The series has an entirely Arab Australian cast, which includes Kamel El Basha, Osamah Sami, Maia Abas, Majid Shokor, Safia Arain, Simon Elrah, Priscilla Doueihy, Ali Ibrahim, Azmi Al-Hasani, Saif Alawadi, Wadih Dona, and Antoinette Lattouf.

==Episodes==
The series was shown in Australia on ABC TV from 25 February 2024, until 31 March 2024. All episodes of the series were added to ABC iview on 25 February 2024.
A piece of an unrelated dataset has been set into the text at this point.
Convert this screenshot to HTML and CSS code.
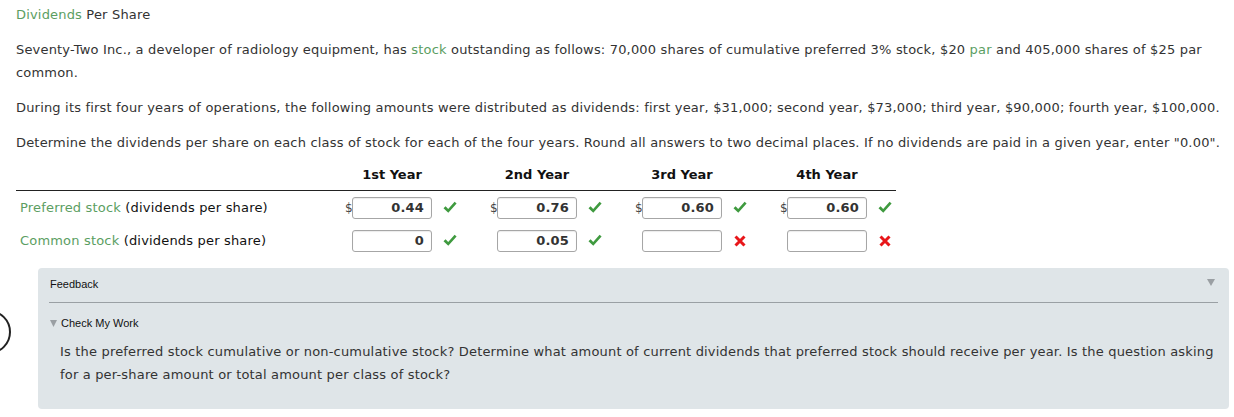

| No. | Plot | Directed by | Written by | Release Date |
|---|---|---|---|---|
| 1 | Dining with the wolves The series opens with Sheikh Mohammad, a charismatic Iraqi-Australian cleric, being elected Head Cleric of The Messenger mosque in western Sydney, a milestone that brings newfound power and attention to his family. As he steps into his new role, the community’s reactions — both supportive and critical — begin to surface. The family celebrates the victory, but this new influence quickly brings pressure and scrutiny. | Fadia Abboud | Osamah Sami | 25 February 2024 |
| 2 | Family Blood With leadership secured, tensions within the family come to the forefront. Isa, Sheikh Mohammad’s adopted son, struggles to meet a financial commitment to a figure named Seyyed Modhaffar, revealing a web of obligations that complicates his father’s success. Meanwhile, Batul, the sheikh’s daughter, emerges as a strategic—and increasingly ruthless—force, positioning herself as a key player in both family and mosque politics. | Fadia Abboud | Sarah Bassiuoni | 25 February 2024 |
| 3 | Ramadan Sin As Ramadan begins, the mosque receives a surge of donation income that temporarily eases Isa’s financial woes. But beyond the money, Sheikh Mohammad attempts to implement his vision for a new school, only to encounter resistance from the mosque’s committee. This clash highlights the broader ideological tensions between modernising aspirations and entrenched traditional views in the community. | Fadia Abboud | Osamah Sami | 25 February 2024 |
| 4 | He in whose hands is dominion Batul’s political manoeuvring is disrupted when she confronts the possibility of motherhood, forcing her to balance personal desires with leadership ambitions. At the same time, Isa discovers something of value—an asset he hopes to use as collateral with Seyyed Modhaffar. These developments deepen the moral and emotional stakes for the family as they juggle loyalty, legacy and survival. | Fadia Abboud | Sarah Bassiuoni | 25 February 2024 |
| 5 | Lament The stakes grow higher as Seyyed Modhaffar concocts a risky plan to transport Isa’s required funds to Iraq. The urgency and danger of the mission start to attract suspicion, putting Isa and his associates at risk of discovery. This episode focuses on the consequences of secret deals and the reckoning that comes with compromising ethical boundaries. | Fadia Abboud | Blake Ayshford | 25 February 2024 |
| 6 | When God speaks In the finale, Sheikh Shaaker, a rival cleric, becomes suspicious of Isa’s dealings and pursues evidence of fraud or misconduct. As pressure mounts from both within and outside the mosque, Sheikh Mohammad demonstrates just how far he is willing to go to retain power and protect his family’s position. The episode culminates in a tense blending of spiritual authority, community politics and hard choices that define the series’ central conflicts. | Fadia Abboud | Osamah Sami & Shahin Shafaei | 25 February 2024 |

==Reception==
===Awards===
Kamel El Basha won the best actor prize at the 14th edition of Series Mania in France in March 2024.

===Critical reception===
Mostafa Rachwani of Guardian Australia gave the drama series a 2 star rating, writing "I think it is important to acknowledge House of Gods as an overall step forward for Muslim representation in Australia." Mel Campbell of ScreenHub gave the drama series a 3½ star rating, writing "Like the sheikh, House of Gods is working hard to find its place and move with its times. And it’s a very absorbing balancing act to watch".